◆ Task statement:
Isolate every line in the data with the string "screenshot" and copy it.

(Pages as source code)

--- BEGIN ---

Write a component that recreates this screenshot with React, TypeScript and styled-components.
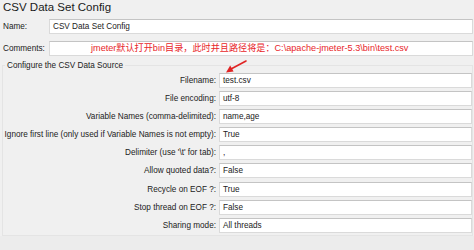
import React from 'react'
import styled, { createGlobalStyle } from 'styled-components'

const GlobalStyle = createGlobalStyle`
  html, body {
    margin: 0;
    padding: 0;
    background: #f0f0f0;
  }
  body {
    font-family: "Liberation Sans", Arial, sans-serif;
    color: #222;
  }
`

interface Field {
  label: string
  value: string
}

const sourceFields: Field[] = [
  { label: 'Filename:', value: 'test.csv' },
  { label: 'File encoding:', value: 'utf-8' },
  { label: 'Variable Names (comma-delimited):', value: 'name,age' },
  { label: 'Ignore first line (only used if Variable Names is not empty):', value: 'True' },
  { label: "Delimiter (use '\\t' for tab):", value: ',' },
  { label: 'Allow quoted data?:', value: 'False' },
  { label: 'Recycle on EOF ?:', value: 'True' },
  { label: 'Stop thread on EOF ?:', value: 'False' },
  { label: 'Sharing mode:', value: 'All threads' },
]

const App = (): JSX.Element => {
  return (
    <Page>
      <GlobalStyle />
      <Title>CSV Data Set Config</Title>
      <TopRow $top={2}>
        <TopLabel>Name:</TopLabel>
        <Box>CSV Data Set Config</Box>
      </TopRow>
      <TopRow $top={7}>
        <TopLabel>Comments:</TopLabel>
        <Box>
          <Note>jmeter默认打开bin目录，此时并且路径将是：C:\apache-jmeter-5.3\bin\test.csv</Note>
        </Box>
      </TopRow>
      <Group>
        <Legend>Configure the CSV Data Source</Legend>
        {/* red annotation arrow pointing at the filename field */}
        <Arrow width="22" height="14" viewBox="0 0 22 14">
          <path d="M21 1 L6 9" stroke="#e02424" strokeWidth="1.6" strokeLinecap="round" />
          <path d="M1 12.5 L5.2 5.6 L8.6 11.4 Z" fill="#e02424" />
        </Arrow>
        <Grid>
          {sourceFields.map((f) => (
            <React.Fragment key={f.label}>
              <FieldLabel>{f.label}</FieldLabel>
              <Box>{f.value}</Box>
            </React.Fragment>
          ))}
        </Grid>
      </Group>
      <Footer />
    </Page>
  )
}

export default App

const Page = styled.div`
  width: 474px;
  height: 250px;
  overflow: hidden;
  display: flex;
  flex-direction: column;
  background: #f0f0f0;
`

const Title = styled.div`
  height: 17px;
  padding: 0 3px;
  font-size: 11.5px;
  line-height: 15px;
  color: #1a1a1a;
`

const TopRow = styled.div<{ $top: number }>`
  display: flex;
  align-items: center;
  height: 15px;
  margin-top: ${(p) => p.$top}px;
  padding-right: 1px;
`

const TopLabel = styled.div`
  width: 46px;
  padding-left: 3px;
  font-size: 8.2px;
  color: #222;
`

const Box = styled.div`
  flex: 1;
  height: 15px;
  box-sizing: border-box;
  background: #fff;
  border: 1px solid #dadada;
  border-top-color: #c4c4c4;
  padding: 0 3px;
  font-size: 8.2px;
  line-height: 13px;
  color: #222;
  white-space: nowrap;
  overflow: hidden;
`

const Note = styled.span`
  display: inline-block;
  margin-left: 38px;
  font-family: "Liberation Sans", "Noto Sans CJK SC", sans-serif;
  font-size: 9.15px;
  color: #e8262a;
`

const Group = styled.fieldset`
  position: relative;
  margin: 5px 1px 0 2px;
  padding: 3px 0 2px 0;
  border: 1px solid #e4e4e4;
  min-width: 0;
`

const Legend = styled.legend`
  margin-left: 2px;
  padding: 0 2px;
  font-size: 8.2px;
  line-height: 9px;
  color: #222;
`

const Arrow = styled.svg`
  position: absolute;
  left: 222px;
  top: -10px;
`

const Grid = styled.div`
  display: grid;
  grid-template-columns: 213px 1fr;
  grid-auto-rows: 15px;
  row-gap: 3.1px;
  column-gap: 3px;
  align-items: center;
`

const FieldLabel = styled.div`
  text-align: right;
  font-size: 8.2px;
  white-space: nowrap;
  color: #222;
`

const Footer = styled.div`
  flex: 1;
  background: #ececec;
`
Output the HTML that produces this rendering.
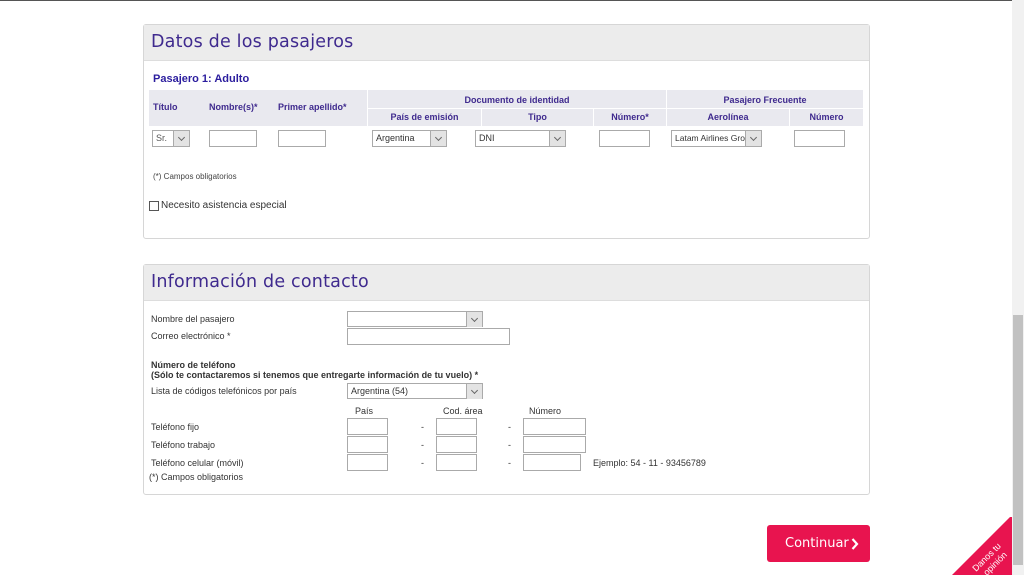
<!DOCTYPE html>
<html><head><meta charset="utf-8"><style>
*{box-sizing:border-box;margin:0;padding:0}
body{width:1024px;height:575px;overflow:hidden;background:#fff;font-family:"Liberation Sans",Arial,sans-serif;position:relative;color:#333}
.a{position:absolute}
.panel{position:absolute;left:143px;width:727px;border:1px solid #d6d6d6;border-radius:3px;background:#fff}
.ph{height:36px;background:#ececec;border-bottom:1px solid #ddd;padding-left:7px;font-family:"DejaVu Sans","Liberation Sans",sans-serif;font-size:17.5px;color:#3f2a8e;line-height:34px;letter-spacing:0.2px}
.th{font-size:9px;font-weight:bold;color:#3f2a8e;text-align:center}
.in{position:absolute;border:1px solid #aaa;background:#fff;height:17px}
.sel{position:absolute;border:1px solid #aaa;background:#fff;height:17px;font-size:9px;line-height:15px;padding-left:3px;color:#333}
.sel:after{content:"";position:absolute;right:0;top:0;width:15px;height:15px;background:#e3e3e3;border-left:1px solid #aaa}
.sel i{position:absolute;right:5px;top:4px;width:5px;height:5px;border-right:1px solid #666;border-bottom:1px solid #666;transform:rotate(45deg);z-index:2}
.lb{position:absolute;font-size:9px;color:#333}
</style></head><body>
<div class="a" style="left:0;top:0;width:1012px;height:1px;background:#555"></div>

<div class="panel" style="top:24px;height:215px">
 <div class="ph">Datos de los pasajeros</div>
</div>
<div class="a" style="left:153px;top:73px;font-size:11px;font-weight:bold;color:#2b1d9e">Pasajero 1: Adulto</div>
<div class="a" style="left:149px;top:90px;width:714px;height:36px;background:#e9e9ef"></div>
<div class="a" style="left:368px;top:108px;width:495px;height:1px;background:#fff"></div>
<div class="a" style="left:367px;top:90px;width:1px;height:36px;background:#fff"></div>
<div class="a" style="left:666px;top:90px;width:1px;height:36px;background:#fff"></div>
<div class="a" style="left:481px;top:108px;width:1px;height:18px;background:#fff"></div>
<div class="a" style="left:593px;top:108px;width:1px;height:18px;background:#fff"></div>
<div class="a" style="left:789px;top:108px;width:1px;height:18px;background:#fff"></div>
<div class="a th" style="left:153px;top:102px;text-align:left">Título</div>
<div class="a th" style="left:209px;top:102px">Nombre(s)*</div>
<div class="a th" style="left:278px;top:102px">Primer apellido*</div>
<div class="a th" style="left:368px;top:95px;width:298px">Documento de identidad</div>
<div class="a th" style="left:368px;top:112px;width:113px">País de emisión</div>
<div class="a th" style="left:482px;top:112px;width:111px">Tipo</div>
<div class="a th" style="left:594px;top:112px;width:72px">Número*</div>
<div class="a th" style="left:667px;top:95px;width:196px">Pasajero Frecuente</div>
<div class="a th" style="left:667px;top:112px;width:122px">Aerolínea</div>
<div class="a th" style="left:790px;top:112px;width:73px">Número</div>
<div class="sel" style="left:152px;top:130px;width:38px;color:#555">Sr.<i></i></div>
<div class="in" style="left:209px;top:130px;width:48px"></div>
<div class="in" style="left:278px;top:130px;width:48px"></div>
<div class="sel" style="left:372px;top:130px;width:75px">Argentina<i></i></div>
<div class="sel" style="left:475px;top:130px;width:91px">DNI<i></i></div>
<div class="in" style="left:599px;top:130px;width:51px"></div>
<div class="sel" style="left:671px;top:130px;width:91px;overflow:hidden;white-space:nowrap;font-size:8.5px">Latam Airlines Group<i></i></div>
<div class="in" style="left:794px;top:130px;width:51px"></div>
<div class="lb" style="left:153px;top:172px;font-size:8px;color:#444">(*) Campos obligatorios</div>
<div class="a" style="left:149px;top:201px;width:10px;height:10px;border:1px solid #555;background:#fff"></div>
<div class="lb" style="left:161px;top:200px;font-size:10px">Necesito asistencia especial</div>

<div class="panel" style="top:264px;height:231px">
 <div class="ph">Información de contacto</div>
</div>
<div class="lb" style="left:151px;top:314px">Nombre del pasajero</div>
<div class="sel" style="left:347px;top:311px;width:136px;height:16px"><i></i></div>
<div class="lb" style="left:151px;top:331px">Correo electrónico *</div>
<div class="in" style="left:347px;top:328px;width:163px"></div>
<div class="lb" style="left:151px;top:360px;font-weight:bold">Número de teléfono</div>
<div class="lb" style="left:151px;top:370px;font-weight:bold">(Sólo te contactaremos si tenemos que entregarte información de tu vuelo) *</div>
<div class="lb" style="left:151px;top:386px">Lista de códigos telefónicos por país</div>
<div class="sel" style="left:347px;top:383px;width:136px;height:16px">Argentina (54)<i></i></div>
<div class="lb" style="left:355px;top:406px">País</div>
<div class="lb" style="left:443px;top:406px">Cod. área</div>
<div class="lb" style="left:529px;top:406px">Número</div>
<div class="lb" style="left:151px;top:422px">Teléfono fijo</div>
<div class="lb" style="left:151px;top:440px">Teléfono trabajo</div>
<div class="lb" style="left:151px;top:458px">Teléfono celular (móvil)</div>
<div class="in" style="left:347px;top:418px;width:41px"></div><div class="lb" style="left:421px;top:422px">-</div>
<div class="in" style="left:436px;top:418px;width:41px"></div><div class="lb" style="left:508px;top:422px">-</div>
<div class="in" style="left:523px;top:418px;width:63px"></div>
<div class="in" style="left:347px;top:436px;width:41px"></div><div class="lb" style="left:421px;top:440px">-</div>
<div class="in" style="left:436px;top:436px;width:41px"></div><div class="lb" style="left:508px;top:440px">-</div>
<div class="in" style="left:523px;top:436px;width:63px"></div>
<div class="in" style="left:347px;top:454px;width:41px"></div><div class="lb" style="left:421px;top:458px">-</div>
<div class="in" style="left:436px;top:454px;width:41px"></div><div class="lb" style="left:508px;top:458px">-</div>
<div class="in" style="left:523px;top:454px;width:58px"></div>
<div class="lb" style="left:593px;top:458px">Ejemplo: 54 - 11 - 93456789</div>
<div class="lb" style="left:149px;top:472px">(*) Campos obligatorios</div>

<div class="a" style="left:767px;top:525px;width:103px;height:37px;background:#e8144f;border-radius:3px;"></div>
<div class="a" style="left:785px;top:525px;color:#fff;font-family:'DejaVu Sans',sans-serif;font-size:13px;line-height:37px">Continuar</div>
<svg class="a" style="left:851px;top:538px" width="8" height="12" viewBox="0 0 8 12"><path d="M1.5 1 L6 6 L1.5 11" stroke="#fff" stroke-width="2.2" fill="none"/></svg>

<svg class="a" style="left:952px;top:517px" width="60" height="58"><polygon points="0,58 58,0 60,0 60,58" fill="#e8144f"/>
<text x="0" y="0" transform="translate(24,55) rotate(-45)" font-family="Liberation Sans,sans-serif" font-size="9" fill="#fff">Danos tu</text>
<text x="0" y="0" transform="translate(35,59) rotate(-45)" font-family="Liberation Sans,sans-serif" font-size="9" fill="#fff">opinión</text></svg>

<div class="a" style="left:1012px;top:0;width:12px;height:575px;background:#f1f1f1"></div>
<div class="a" style="left:1013px;top:315px;width:10px;height:250px;background:#c1c1c1"></div>
</body></html>
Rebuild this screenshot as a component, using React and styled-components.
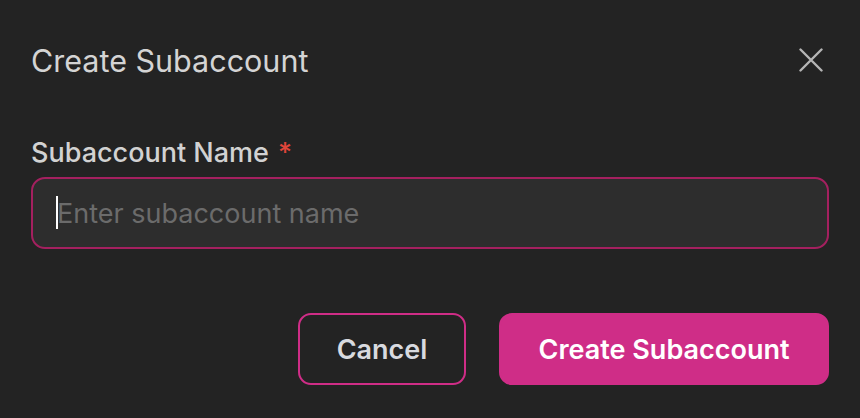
import React from "react";
import styled, { createGlobalStyle } from "styled-components";

const Global = createGlobalStyle`
  html, body { margin: 0; padding: 0; background: #232323; }
  body { font-family: Inter, "Noto Sans", sans-serif; }
  * { box-sizing: border-box; }
`;

const Dialog = styled.div`
  width: 860px;
  height: 418px;
  background: #232323;
  padding: 0 31px;
  display: flex;
  flex-direction: column;
`;

const Header = styled.div`
  display: flex;
  align-items: center;
  justify-content: space-between;
  height: 120px;
`;

const Title = styled.h2`
  margin: 0;
  font-family: Inter, sans-serif;
  font-weight: 400;
  font-size: 30.5px;
  color: #d4d4d4;
`;

const CloseButton = styled.button`
  background: none;
  border: none;
  padding: 0;
  width: 24px;
  height: 24px;
  margin-right: 6px;
  display: flex;
  color: #b5b5b5;
  cursor: pointer;
`;

const Field = styled.div`
  display: flex;
  flex-direction: column;
  gap: 8px;
  margin-top: 16px;
`;

const Label = styled.label`
  font-family: Inter, sans-serif;
  font-weight: 500;
  font-size: 27px;
  line-height: 33px;
  color: #d2d2d2;
`;

const Required = styled.span`
  color: #e0453a;
  margin-left: 9px;
`;

const InputWrap = styled.div`
  position: relative;
`;

const Input = styled.input`
  display: block;
  height: 72px;
  width: 100%;
  background: #2d2d2d;
  border: 2px solid #a4205f;
  border-radius: 14px;
  padding: 0 24px;
  font-family: Inter, sans-serif;
  font-size: 27px;
  color: #e8e8e8;
  caret-color: #ffffff;
  outline: none;
  &::placeholder { color: #6b6b6b; }
`;

const Caret = styled.span`
  position: absolute;
  left: 25px;
  top: 19px;
  width: 2px;
  height: 33px;
  background: #ffffff;
  pointer-events: none;
`;

const Footer = styled.div`
  display: flex;
  justify-content: flex-end;
  gap: 33px;
  margin-top: 64px;
`;

const Button = styled.button`
  height: 72px;
  border-radius: 13px;
  font-family: Inter, sans-serif;
  font-weight: 600;
  font-size: 27px;
  cursor: pointer;
  border: 2px solid #cf2d87;
  background: ${p => (p.$primary ? "#cf2d87" : "transparent")};
  color: ${p => (p.$primary ? "#ffffff" : "#d8dadf")};
  width: ${p => p.$width}px;
`;

export default function App() {
  return (
    <>
      <Global />
      <Dialog>
        <Header>
          <Title>Create Subaccount</Title>
          <CloseButton aria-label="Close">
            <svg width="24" height="24" viewBox="0 0 24 24" fill="none" stroke="currentColor" strokeWidth="2.4" strokeLinecap="round">
              <path d="M1.5 1.5L22.5 22.5M22.5 1.5L1.5 22.5" />
            </svg>
          </CloseButton>
        </Header>
        <Field>
          <Label>
            Subaccount Name<Required>*</Required>
          </Label>
          <InputWrap>
            <Input placeholder="Enter subaccount name" />
            <Caret />
          </InputWrap>
        </Field>
        <Footer>
          <Button $width={168}>Cancel</Button>
          <Button $primary $width={330}>Create Subaccount</Button>
        </Footer>
      </Dialog>
    </>
  );
}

--- END ---

◆ Final result:
Write a component that recreates this screenshot with React, TypeScript and styled-components.
Rebuild this screenshot as a component, using React and styled-components.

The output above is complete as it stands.